Retype all of the listing exactly, passing over any picture you find.
########
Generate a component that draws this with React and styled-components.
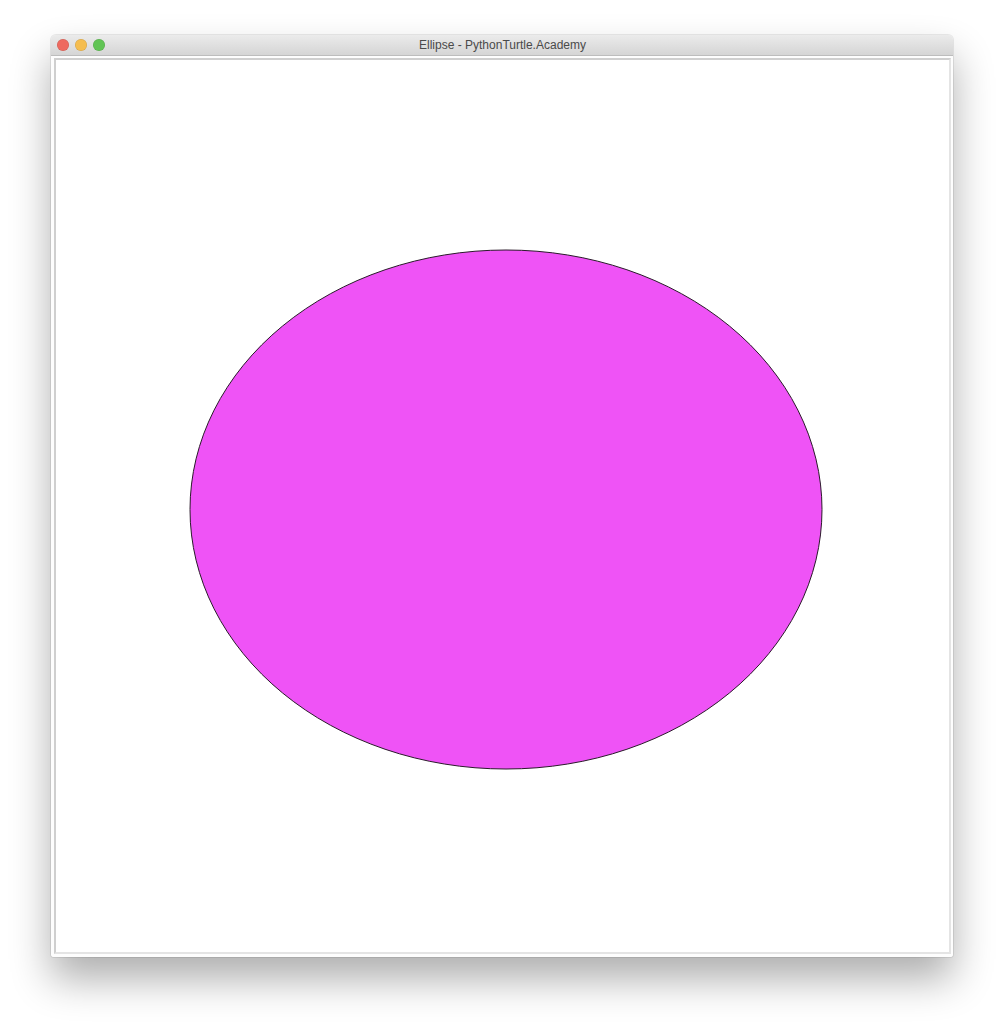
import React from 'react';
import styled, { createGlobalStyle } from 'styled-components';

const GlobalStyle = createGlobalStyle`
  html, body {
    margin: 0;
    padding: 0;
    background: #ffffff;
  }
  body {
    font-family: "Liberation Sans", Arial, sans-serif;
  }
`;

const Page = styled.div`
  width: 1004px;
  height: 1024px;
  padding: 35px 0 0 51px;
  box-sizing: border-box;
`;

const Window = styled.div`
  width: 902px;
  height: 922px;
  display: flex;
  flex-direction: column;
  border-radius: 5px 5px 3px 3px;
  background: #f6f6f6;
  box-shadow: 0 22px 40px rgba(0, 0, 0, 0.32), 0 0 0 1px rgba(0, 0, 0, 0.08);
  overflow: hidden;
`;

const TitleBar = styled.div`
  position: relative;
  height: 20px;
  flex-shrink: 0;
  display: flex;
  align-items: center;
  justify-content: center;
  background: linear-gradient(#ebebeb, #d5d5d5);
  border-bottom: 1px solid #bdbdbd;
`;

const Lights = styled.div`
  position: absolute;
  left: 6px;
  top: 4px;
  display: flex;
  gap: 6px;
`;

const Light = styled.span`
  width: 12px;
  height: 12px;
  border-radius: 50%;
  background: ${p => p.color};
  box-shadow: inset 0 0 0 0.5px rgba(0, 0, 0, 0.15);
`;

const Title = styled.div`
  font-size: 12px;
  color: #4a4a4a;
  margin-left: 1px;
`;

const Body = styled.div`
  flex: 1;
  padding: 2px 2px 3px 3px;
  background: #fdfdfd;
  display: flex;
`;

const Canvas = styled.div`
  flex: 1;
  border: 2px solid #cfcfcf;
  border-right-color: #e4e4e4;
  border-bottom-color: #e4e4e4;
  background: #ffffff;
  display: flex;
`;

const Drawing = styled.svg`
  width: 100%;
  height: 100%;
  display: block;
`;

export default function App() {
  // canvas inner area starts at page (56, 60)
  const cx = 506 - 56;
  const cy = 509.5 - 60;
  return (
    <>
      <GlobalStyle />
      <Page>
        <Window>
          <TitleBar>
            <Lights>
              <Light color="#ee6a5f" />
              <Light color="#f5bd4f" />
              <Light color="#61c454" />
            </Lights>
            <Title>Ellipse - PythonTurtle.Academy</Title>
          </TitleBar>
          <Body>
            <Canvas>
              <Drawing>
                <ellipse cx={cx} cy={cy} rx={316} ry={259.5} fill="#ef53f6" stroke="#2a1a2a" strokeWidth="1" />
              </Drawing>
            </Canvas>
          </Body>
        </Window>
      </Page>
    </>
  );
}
########
RESULT OF THIS TASK:
Generate a component that draws this with React and styled-components.
import React from 'react';
import styled, { createGlobalStyle } from 'styled-components';

const GlobalStyle = createGlobalStyle`
  html, body {
    margin: 0;
    padding: 0;
    background: #ffffff;
  }
  body {
    font-family: "Liberation Sans", Arial, sans-serif;
  }
`;

const Page = styled.div`
  width: 1004px;
  height: 1024px;
  padding: 35px 0 0 51px;
  box-sizing: border-box;
`;

const Window = styled.div`
  width: 902px;
  height: 922px;
  display: flex;
  flex-direction: column;
  border-radius: 5px 5px 3px 3px;
  background: #f6f6f6;
  box-shadow: 0 22px 40px rgba(0, 0, 0, 0.32), 0 0 0 1px rgba(0, 0, 0, 0.08);
  overflow: hidden;
`;

const TitleBar = styled.div`
  position: relative;
  height: 20px;
  flex-shrink: 0;
  display: flex;
  align-items: center;
  justify-content: center;
  background: linear-gradient(#ebebeb, #d5d5d5);
  border-bottom: 1px solid #bdbdbd;
`;

const Lights = styled.div`
  position: absolute;
  left: 6px;
  top: 4px;
  display: flex;
  gap: 6px;
`;

const Light = styled.span`
  width: 12px;
  height: 12px;
  border-radius: 50%;
  background: ${p => p.color};
  box-shadow: inset 0 0 0 0.5px rgba(0, 0, 0, 0.15);
`;

const Title = styled.div`
  font-size: 12px;
  color: #4a4a4a;
  margin-left: 1px;
`;

const Body = styled.div`
  flex: 1;
  padding: 2px 2px 3px 3px;
  background: #fdfdfd;
  display: flex;
`;

const Canvas = styled.div`
  flex: 1;
  border: 2px solid #cfcfcf;
  border-right-color: #e4e4e4;
  border-bottom-color: #e4e4e4;
  background: #ffffff;
  display: flex;
`;

const Drawing = styled.svg`
  width: 100%;
  height: 100%;
  display: block;
`;

export default function App() {
  // canvas inner area starts at page (56, 60)
  const cx = 506 - 56;
  const cy = 509.5 - 60;
  return (
    <>
      <GlobalStyle />
      <Page>
        <Window>
          <TitleBar>
            <Lights>
              <Light color="#ee6a5f" />
              <Light color="#f5bd4f" />
              <Light color="#61c454" />
            </Lights>
            <Title>Ellipse - PythonTurtle.Academy</Title>
          </TitleBar>
          <Body>
            <Canvas>
              <Drawing>
                <ellipse cx={cx} cy={cy} rx={316} ry={259.5} fill="#ef53f6" stroke="#2a1a2a" strokeWidth="1" />
              </Drawing>
            </Canvas>
          </Body>
        </Window>
      </Page>
    </>
  );
}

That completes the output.